The Ongoing Challenge of Public Defense Funding

Gideon guaranteed the right. It did not guarantee the resources to make the right meaningful. Public defender offices across the country have been chronically underfunded for decades, and the gap between what the Constitution requires and what governments actually pay for remains wide. Where state funding falls short, the burden shifts to local jurisdictions, which often end up funding the defense system they can afford rather than what the caseload demands.

The consequences are predictable. Public defenders carry enormous caseloads that leave little time for investigation, client meetings, or trial preparation. They frequently lack access to investigators and expert witnesses that prosecutors take for granted.
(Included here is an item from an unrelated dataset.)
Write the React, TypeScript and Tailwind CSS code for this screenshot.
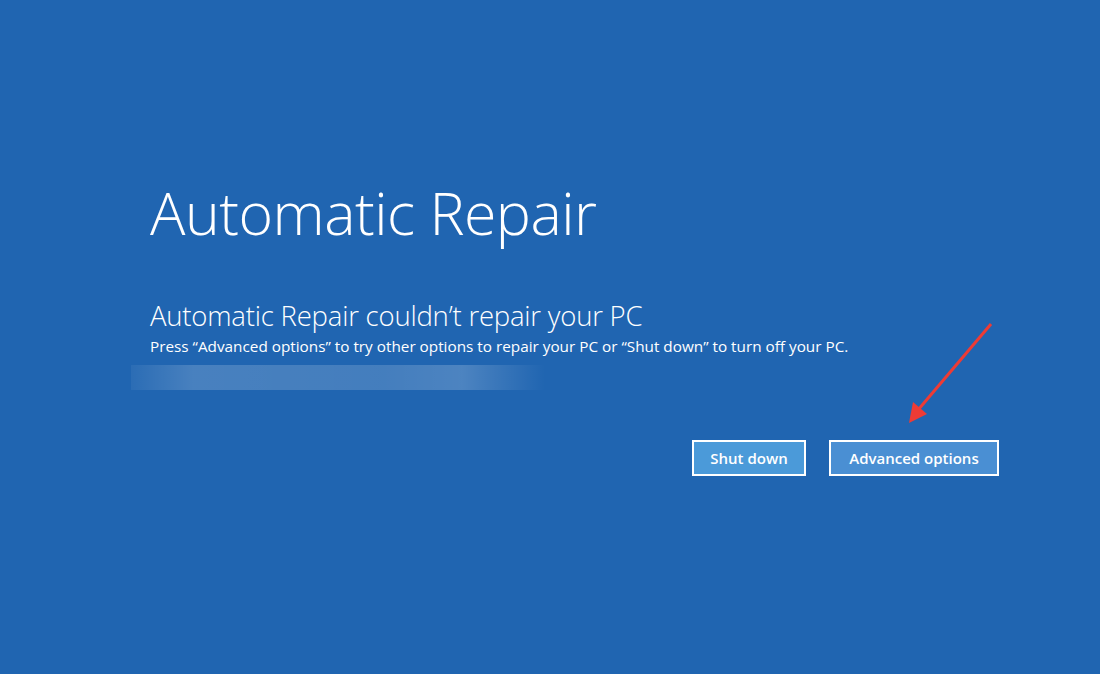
export default function App() {
  return (
    <div className="relative h-[674px] w-[1100px] overflow-hidden bg-[#2065b1] font-['Open_Sans',sans-serif] text-white">
      <div className="flex flex-col pl-[150px] pt-[183px]">
        <h1 className="text-[59px] font-light leading-none tracking-[-0.5px]">Automatic Repair</h1>
        <h2 className="mt-[60px] text-[27.5px] font-light leading-none tracking-[-0.2px]">
          Automatic Repair couldn’t repair your PC
        </h2>
        <p className="mt-[9px] text-[15.3px] leading-none">
          Press “Advanced options” to try other options to repair your PC or “Shut down” to turn off your PC.
        </p>
        <div className="ml-[-19px] mt-[11px] h-[25px] w-[414px] bg-[linear-gradient(90deg,rgba(255,255,255,0.05),rgba(255,255,255,0.18)_15%,rgba(255,255,255,0.16)_60%,rgba(255,255,255,0.2)_80%,rgba(255,255,255,0))]" />
      </div>
      <div className="mt-[50px] flex justify-end gap-[23px] pr-[101px]">
        <button className="h-[36px] w-[114px] border-2 border-white bg-[#4b9ad9] text-[15px] font-semibold text-white">
          Shut down
        </button>
        <button className="h-[36px] w-[170px] border-2 border-white bg-[#4a8fd3] text-[15px] font-semibold text-white">
          Advanced options
        </button>
      </div>
      <svg className="absolute left-0 top-0" width="1100" height="674" viewBox="0 0 1100 674">
        <line x1="991" y1="324" x2="918" y2="410" stroke="#ee3b35" strokeWidth="3" />
        <polygon points="909,423 913,402 927,414" fill="#ee3b35" />
      </svg>
    </div>
  );
}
Research has consistently found that the quality of appointed counsel affects outcomes: well-resourced public defender offices achieve better results for their clients, including less pretrial detention and fewer convictions, than overburdened systems relying on assigned or contract counsel.

Every state now contributes some level of funding for indigent defense, a milestone reached only in 2024. But the amounts and structures of that support vary enormously, subject to annual budget negotiations and political priorities. The promise Gideon made over sixty years ago was straightforward: no one goes to prison without a lawyer. Keeping that promise adequately funded has proven to be the harder part.